━━━━━ Source data ━━━━━

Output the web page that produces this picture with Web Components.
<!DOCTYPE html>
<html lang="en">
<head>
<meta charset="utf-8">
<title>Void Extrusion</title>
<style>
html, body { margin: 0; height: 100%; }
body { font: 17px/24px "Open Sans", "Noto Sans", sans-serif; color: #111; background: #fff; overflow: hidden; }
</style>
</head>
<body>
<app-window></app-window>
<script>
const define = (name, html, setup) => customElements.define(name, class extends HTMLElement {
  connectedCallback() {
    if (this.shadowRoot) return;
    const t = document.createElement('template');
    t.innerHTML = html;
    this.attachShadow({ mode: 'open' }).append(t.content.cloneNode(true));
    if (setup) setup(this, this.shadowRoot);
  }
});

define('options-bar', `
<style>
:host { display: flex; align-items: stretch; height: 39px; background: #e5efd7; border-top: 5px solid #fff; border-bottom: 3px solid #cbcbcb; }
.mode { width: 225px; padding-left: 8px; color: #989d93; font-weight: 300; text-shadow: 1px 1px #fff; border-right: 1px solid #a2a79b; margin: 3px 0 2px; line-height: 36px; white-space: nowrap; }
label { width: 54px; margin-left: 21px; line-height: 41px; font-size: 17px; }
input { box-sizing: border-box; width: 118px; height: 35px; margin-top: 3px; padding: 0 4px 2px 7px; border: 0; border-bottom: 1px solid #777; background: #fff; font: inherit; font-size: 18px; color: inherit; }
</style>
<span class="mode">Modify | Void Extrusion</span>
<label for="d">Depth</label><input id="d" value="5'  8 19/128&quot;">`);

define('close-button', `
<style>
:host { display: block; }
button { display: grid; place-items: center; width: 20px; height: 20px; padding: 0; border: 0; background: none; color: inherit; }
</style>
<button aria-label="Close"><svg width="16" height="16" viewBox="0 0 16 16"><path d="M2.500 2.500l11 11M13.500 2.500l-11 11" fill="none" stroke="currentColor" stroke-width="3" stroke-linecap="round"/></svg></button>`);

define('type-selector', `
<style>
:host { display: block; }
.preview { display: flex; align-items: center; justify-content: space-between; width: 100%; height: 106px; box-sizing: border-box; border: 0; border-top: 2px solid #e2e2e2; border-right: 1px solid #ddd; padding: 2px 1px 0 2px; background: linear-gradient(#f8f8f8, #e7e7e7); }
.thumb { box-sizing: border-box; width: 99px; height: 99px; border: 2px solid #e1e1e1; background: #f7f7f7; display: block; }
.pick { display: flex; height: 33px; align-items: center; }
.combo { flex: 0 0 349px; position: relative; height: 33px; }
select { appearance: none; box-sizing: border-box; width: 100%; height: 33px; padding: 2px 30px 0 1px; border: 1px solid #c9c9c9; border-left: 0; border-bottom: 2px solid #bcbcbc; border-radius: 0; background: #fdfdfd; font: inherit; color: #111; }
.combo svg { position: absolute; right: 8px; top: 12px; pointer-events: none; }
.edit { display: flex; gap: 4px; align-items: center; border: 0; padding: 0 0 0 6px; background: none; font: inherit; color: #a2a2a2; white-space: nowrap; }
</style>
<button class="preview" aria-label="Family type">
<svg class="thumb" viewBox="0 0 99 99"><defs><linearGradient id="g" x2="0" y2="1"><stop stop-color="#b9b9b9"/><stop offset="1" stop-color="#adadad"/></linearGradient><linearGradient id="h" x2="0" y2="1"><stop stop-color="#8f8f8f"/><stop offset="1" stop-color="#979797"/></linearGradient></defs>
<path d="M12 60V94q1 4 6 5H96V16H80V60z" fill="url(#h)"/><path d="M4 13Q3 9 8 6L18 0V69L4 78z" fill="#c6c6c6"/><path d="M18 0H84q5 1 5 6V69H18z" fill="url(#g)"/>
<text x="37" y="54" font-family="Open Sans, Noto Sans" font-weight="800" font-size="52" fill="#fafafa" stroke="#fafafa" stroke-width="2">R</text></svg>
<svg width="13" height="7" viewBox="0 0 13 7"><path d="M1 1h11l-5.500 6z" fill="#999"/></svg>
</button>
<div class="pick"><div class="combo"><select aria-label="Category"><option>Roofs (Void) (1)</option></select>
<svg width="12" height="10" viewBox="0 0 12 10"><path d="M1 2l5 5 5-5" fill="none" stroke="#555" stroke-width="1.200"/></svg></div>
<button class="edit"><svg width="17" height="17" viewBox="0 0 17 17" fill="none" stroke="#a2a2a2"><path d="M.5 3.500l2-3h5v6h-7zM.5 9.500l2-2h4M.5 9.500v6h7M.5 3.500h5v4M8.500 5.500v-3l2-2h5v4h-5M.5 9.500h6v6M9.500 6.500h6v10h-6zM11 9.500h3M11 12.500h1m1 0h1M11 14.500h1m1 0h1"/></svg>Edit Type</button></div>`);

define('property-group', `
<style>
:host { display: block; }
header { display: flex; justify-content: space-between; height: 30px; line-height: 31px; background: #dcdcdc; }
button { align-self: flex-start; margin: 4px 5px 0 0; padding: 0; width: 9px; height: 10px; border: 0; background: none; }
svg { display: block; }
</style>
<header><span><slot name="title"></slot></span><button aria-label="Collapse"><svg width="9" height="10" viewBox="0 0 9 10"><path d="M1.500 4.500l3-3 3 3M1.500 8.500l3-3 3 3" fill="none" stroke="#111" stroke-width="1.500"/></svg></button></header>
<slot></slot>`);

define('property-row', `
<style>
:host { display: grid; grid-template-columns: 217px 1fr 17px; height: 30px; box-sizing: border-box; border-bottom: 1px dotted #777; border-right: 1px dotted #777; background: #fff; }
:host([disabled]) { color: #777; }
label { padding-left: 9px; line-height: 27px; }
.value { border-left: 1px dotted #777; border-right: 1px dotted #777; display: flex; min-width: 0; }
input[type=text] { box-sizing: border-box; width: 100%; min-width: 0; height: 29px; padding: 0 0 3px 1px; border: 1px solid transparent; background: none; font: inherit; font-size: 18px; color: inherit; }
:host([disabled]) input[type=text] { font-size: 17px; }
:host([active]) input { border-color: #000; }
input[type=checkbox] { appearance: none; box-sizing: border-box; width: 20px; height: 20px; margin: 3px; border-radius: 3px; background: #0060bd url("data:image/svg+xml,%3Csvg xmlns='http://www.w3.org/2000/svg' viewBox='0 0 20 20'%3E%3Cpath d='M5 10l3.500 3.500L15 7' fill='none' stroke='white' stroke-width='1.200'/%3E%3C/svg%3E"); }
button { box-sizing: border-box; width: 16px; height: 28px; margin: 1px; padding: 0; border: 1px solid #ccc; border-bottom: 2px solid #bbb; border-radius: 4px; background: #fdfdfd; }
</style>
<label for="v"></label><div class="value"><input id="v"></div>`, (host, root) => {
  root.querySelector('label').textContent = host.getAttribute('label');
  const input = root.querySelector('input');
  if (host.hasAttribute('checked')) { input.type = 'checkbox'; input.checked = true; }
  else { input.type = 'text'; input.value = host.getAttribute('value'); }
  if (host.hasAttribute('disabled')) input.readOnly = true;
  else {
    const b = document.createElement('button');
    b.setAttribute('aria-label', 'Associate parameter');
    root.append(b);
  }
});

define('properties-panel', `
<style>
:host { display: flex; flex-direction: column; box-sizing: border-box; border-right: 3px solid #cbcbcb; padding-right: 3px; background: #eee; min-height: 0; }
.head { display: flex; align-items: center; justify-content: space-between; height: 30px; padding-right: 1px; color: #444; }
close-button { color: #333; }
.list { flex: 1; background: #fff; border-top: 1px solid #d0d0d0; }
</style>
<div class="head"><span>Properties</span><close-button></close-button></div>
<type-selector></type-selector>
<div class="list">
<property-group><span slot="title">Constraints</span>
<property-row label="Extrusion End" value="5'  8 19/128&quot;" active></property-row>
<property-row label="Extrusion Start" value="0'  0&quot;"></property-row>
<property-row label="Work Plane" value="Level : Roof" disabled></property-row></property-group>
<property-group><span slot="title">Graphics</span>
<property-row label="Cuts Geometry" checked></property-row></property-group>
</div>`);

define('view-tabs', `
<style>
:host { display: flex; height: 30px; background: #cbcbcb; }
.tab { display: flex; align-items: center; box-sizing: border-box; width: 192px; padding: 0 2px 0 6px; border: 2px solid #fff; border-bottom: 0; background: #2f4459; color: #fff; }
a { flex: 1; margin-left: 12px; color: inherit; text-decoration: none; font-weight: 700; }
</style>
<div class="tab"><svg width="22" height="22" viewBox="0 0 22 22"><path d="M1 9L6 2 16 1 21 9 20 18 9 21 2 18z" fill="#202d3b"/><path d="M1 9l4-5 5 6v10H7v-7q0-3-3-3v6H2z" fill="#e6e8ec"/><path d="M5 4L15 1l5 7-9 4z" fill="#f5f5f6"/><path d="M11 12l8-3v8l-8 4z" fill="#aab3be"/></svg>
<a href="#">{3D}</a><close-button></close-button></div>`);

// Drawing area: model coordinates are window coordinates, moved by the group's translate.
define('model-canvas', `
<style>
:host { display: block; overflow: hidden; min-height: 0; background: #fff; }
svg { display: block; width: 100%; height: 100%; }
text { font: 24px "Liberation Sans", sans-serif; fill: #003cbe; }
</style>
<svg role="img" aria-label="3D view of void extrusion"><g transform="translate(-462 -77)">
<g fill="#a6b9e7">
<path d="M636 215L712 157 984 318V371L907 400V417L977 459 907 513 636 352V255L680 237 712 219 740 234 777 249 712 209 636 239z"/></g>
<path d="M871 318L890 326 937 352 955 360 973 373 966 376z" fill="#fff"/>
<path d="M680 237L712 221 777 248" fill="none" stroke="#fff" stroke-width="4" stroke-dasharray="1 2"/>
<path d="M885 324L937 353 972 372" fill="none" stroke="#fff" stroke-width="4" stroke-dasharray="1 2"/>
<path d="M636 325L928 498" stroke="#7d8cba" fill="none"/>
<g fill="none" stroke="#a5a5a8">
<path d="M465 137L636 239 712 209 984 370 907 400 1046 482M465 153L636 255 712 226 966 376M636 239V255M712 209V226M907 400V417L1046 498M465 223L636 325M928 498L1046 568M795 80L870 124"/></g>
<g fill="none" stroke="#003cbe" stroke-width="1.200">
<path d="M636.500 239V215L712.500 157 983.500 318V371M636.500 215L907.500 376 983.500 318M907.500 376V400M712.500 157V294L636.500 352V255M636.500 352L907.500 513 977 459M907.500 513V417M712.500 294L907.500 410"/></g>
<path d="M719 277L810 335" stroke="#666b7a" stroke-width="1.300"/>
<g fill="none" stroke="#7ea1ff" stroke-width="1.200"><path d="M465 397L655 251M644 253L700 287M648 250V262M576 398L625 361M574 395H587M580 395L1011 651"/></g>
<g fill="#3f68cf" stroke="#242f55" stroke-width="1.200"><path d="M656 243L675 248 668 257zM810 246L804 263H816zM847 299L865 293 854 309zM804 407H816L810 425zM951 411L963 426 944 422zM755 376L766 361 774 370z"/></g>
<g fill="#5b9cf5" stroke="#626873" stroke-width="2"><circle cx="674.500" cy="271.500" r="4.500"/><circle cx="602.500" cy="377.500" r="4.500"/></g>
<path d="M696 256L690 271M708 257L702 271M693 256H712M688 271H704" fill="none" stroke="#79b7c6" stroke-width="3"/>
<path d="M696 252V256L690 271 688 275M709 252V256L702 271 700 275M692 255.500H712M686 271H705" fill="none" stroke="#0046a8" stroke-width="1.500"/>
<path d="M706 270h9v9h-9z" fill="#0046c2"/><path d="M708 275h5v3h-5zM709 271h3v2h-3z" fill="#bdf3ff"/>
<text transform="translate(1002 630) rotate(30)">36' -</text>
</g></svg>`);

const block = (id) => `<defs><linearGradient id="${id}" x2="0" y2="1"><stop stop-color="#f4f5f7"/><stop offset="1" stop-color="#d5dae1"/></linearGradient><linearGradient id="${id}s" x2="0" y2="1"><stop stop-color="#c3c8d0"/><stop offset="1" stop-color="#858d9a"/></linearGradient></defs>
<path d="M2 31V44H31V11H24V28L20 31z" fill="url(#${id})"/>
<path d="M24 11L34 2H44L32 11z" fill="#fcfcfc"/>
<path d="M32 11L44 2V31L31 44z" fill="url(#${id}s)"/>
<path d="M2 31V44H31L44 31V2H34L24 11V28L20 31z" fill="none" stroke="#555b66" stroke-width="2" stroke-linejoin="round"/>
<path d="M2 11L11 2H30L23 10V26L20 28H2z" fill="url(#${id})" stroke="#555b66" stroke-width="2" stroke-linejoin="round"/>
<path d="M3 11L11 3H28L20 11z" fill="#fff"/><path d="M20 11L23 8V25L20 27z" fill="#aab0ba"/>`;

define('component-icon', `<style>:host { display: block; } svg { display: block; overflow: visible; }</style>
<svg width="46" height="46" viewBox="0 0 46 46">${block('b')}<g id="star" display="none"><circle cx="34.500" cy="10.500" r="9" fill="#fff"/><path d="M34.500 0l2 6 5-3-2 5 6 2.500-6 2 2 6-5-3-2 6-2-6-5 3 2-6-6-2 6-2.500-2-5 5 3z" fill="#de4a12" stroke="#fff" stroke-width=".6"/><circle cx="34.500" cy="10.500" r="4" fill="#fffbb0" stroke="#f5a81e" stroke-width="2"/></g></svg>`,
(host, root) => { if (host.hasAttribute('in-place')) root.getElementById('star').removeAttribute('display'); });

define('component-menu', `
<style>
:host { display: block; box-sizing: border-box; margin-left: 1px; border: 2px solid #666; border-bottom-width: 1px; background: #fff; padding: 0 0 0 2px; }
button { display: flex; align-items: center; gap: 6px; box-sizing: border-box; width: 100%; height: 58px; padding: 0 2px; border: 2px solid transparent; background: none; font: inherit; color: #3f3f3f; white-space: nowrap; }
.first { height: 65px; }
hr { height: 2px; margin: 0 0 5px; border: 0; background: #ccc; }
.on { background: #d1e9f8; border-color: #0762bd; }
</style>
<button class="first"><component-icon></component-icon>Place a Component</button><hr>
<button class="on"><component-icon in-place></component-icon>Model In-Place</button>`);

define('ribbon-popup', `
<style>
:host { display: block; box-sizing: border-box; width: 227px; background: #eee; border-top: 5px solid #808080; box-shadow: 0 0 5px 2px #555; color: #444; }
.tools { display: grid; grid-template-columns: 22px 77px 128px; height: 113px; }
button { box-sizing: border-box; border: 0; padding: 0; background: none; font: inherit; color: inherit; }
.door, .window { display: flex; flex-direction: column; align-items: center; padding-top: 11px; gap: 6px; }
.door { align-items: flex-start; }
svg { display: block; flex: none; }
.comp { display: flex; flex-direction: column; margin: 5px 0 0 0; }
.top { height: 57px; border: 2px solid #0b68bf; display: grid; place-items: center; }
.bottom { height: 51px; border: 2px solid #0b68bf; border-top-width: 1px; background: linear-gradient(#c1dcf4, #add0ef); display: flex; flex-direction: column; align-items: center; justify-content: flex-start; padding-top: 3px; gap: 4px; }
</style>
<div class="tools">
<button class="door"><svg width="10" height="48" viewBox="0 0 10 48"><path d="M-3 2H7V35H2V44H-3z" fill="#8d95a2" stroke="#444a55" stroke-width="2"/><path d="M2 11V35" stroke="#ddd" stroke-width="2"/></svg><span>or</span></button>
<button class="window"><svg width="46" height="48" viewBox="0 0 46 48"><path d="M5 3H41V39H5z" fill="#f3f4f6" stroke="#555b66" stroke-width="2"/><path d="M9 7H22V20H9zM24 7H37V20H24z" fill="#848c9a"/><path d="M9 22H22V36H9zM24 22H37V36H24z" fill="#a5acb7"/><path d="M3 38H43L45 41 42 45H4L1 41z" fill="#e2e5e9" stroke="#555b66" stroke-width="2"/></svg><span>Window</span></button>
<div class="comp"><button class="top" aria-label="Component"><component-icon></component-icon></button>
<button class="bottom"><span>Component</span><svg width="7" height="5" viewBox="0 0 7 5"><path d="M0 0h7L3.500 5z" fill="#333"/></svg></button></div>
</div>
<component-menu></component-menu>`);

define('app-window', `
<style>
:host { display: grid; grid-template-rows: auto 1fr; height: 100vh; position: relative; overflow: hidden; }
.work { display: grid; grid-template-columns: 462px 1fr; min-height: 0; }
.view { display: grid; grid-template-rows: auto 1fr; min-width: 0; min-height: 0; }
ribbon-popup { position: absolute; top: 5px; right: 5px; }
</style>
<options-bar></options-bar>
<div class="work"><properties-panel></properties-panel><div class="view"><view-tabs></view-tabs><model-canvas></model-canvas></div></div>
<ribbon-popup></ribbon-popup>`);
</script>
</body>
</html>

━━━━━

• **Requirements**
Print from the first line through the line that contains "2.500l11 11M13.500 2.500l-11", please, including both, and leave out every line outside that stretch.

• **Final result**
Output the web page that produces this picture with Web Components.
<!DOCTYPE html>
<html lang="en">
<head>
<meta charset="utf-8">
<title>Void Extrusion</title>
<style>
html, body { margin: 0; height: 100%; }
body { font: 17px/24px "Open Sans", "Noto Sans", sans-serif; color: #111; background: #fff; overflow: hidden; }
</style>
</head>
<body>
<app-window></app-window>
<script>
const define = (name, html, setup) => customElements.define(name, class extends HTMLElement {
  connectedCallback() {
    if (this.shadowRoot) return;
    const t = document.createElement('template');
    t.innerHTML = html;
    this.attachShadow({ mode: 'open' }).append(t.content.cloneNode(true));
    if (setup) setup(this, this.shadowRoot);
  }
});

define('options-bar', `
<style>
:host { display: flex; align-items: stretch; height: 39px; background: #e5efd7; border-top: 5px solid #fff; border-bottom: 3px solid #cbcbcb; }
.mode { width: 225px; padding-left: 8px; color: #989d93; font-weight: 300; text-shadow: 1px 1px #fff; border-right: 1px solid #a2a79b; margin: 3px 0 2px; line-height: 36px; white-space: nowrap; }
label { width: 54px; margin-left: 21px; line-height: 41px; font-size: 17px; }
input { box-sizing: border-box; width: 118px; height: 35px; margin-top: 3px; padding: 0 4px 2px 7px; border: 0; border-bottom: 1px solid #777; background: #fff; font: inherit; font-size: 18px; color: inherit; }
</style>
<span class="mode">Modify | Void Extrusion</span>
<label for="d">Depth</label><input id="d" value="5'  8 19/128&quot;">`);

define('close-button', `
<style>
:host { display: block; }
button { display: grid; place-items: center; width: 20px; height: 20px; padding: 0; border: 0; background: none; color: inherit; }
</style>
<button aria-label="Close"><svg width="16" height="16" viewBox="0 0 16 16"><path d="M2.500 2.500l11 11M13.500 2.500l-11 11" fill="none" stroke="currentColor" stroke-width="3" stroke-linecap="round"/></svg></button>`);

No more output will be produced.